Write out all of the data exactly as it appears.

>> Begin

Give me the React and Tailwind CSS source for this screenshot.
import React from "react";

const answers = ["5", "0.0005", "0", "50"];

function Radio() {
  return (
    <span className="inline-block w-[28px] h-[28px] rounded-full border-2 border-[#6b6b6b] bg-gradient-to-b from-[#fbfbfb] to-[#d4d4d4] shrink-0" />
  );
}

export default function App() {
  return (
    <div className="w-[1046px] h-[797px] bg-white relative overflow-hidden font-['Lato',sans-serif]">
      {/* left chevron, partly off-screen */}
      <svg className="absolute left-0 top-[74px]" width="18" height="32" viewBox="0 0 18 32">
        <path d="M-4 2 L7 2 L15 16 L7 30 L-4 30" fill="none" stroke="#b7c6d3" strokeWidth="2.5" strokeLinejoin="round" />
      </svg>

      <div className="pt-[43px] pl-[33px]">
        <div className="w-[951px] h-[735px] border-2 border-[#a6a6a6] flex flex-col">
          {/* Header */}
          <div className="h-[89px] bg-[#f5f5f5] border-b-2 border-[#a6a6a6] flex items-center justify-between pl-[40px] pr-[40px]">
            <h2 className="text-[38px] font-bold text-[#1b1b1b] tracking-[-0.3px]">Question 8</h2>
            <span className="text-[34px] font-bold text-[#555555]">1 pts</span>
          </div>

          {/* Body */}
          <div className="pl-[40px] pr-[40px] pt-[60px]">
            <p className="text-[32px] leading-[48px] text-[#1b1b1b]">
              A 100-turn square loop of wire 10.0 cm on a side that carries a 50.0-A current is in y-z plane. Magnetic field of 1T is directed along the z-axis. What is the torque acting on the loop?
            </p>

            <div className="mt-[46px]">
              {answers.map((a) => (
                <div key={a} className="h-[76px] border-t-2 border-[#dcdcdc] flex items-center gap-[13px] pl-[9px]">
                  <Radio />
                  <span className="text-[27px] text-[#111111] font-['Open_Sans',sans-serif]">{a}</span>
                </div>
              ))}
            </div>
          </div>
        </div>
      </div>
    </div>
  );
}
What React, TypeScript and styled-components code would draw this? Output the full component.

>> End

> **Solution**:
Give me the React and Tailwind CSS source for this screenshot.
import React from "react";

const answers = ["5", "0.0005", "0", "50"];

function Radio() {
  return (
    <span className="inline-block w-[28px] h-[28px] rounded-full border-2 border-[#6b6b6b] bg-gradient-to-b from-[#fbfbfb] to-[#d4d4d4] shrink-0" />
  );
}

export default function App() {
  return (
    <div className="w-[1046px] h-[797px] bg-white relative overflow-hidden font-['Lato',sans-serif]">
      {/* left chevron, partly off-screen */}
      <svg className="absolute left-0 top-[74px]" width="18" height="32" viewBox="0 0 18 32">
        <path d="M-4 2 L7 2 L15 16 L7 30 L-4 30" fill="none" stroke="#b7c6d3" strokeWidth="2.5" strokeLinejoin="round" />
      </svg>

      <div className="pt-[43px] pl-[33px]">
        <div className="w-[951px] h-[735px] border-2 border-[#a6a6a6] flex flex-col">
          {/* Header */}
          <div className="h-[89px] bg-[#f5f5f5] border-b-2 border-[#a6a6a6] flex items-center justify-between pl-[40px] pr-[40px]">
            <h2 className="text-[38px] font-bold text-[#1b1b1b] tracking-[-0.3px]">Question 8</h2>
            <span className="text-[34px] font-bold text-[#555555]">1 pts</span>
          </div>

          {/* Body */}
          <div className="pl-[40px] pr-[40px] pt-[60px]">
            <p className="text-[32px] leading-[48px] text-[#1b1b1b]">
              A 100-turn square loop of wire 10.0 cm on a side that carries a 50.0-A current is in y-z plane. Magnetic field of 1T is directed along the z-axis. What is the torque acting on the loop?
            </p>

            <div className="mt-[46px]">
              {answers.map((a) => (
                <div key={a} className="h-[76px] border-t-2 border-[#dcdcdc] flex items-center gap-[13px] pl-[9px]">
                  <Radio />
                  <span className="text-[27px] text-[#111111] font-['Open_Sans',sans-serif]">{a}</span>
                </div>
              ))}
            </div>
          </div>
        </div>
      </div>
    </div>
  );
}
What React, TypeScript and styled-components code would draw this? Output the full component.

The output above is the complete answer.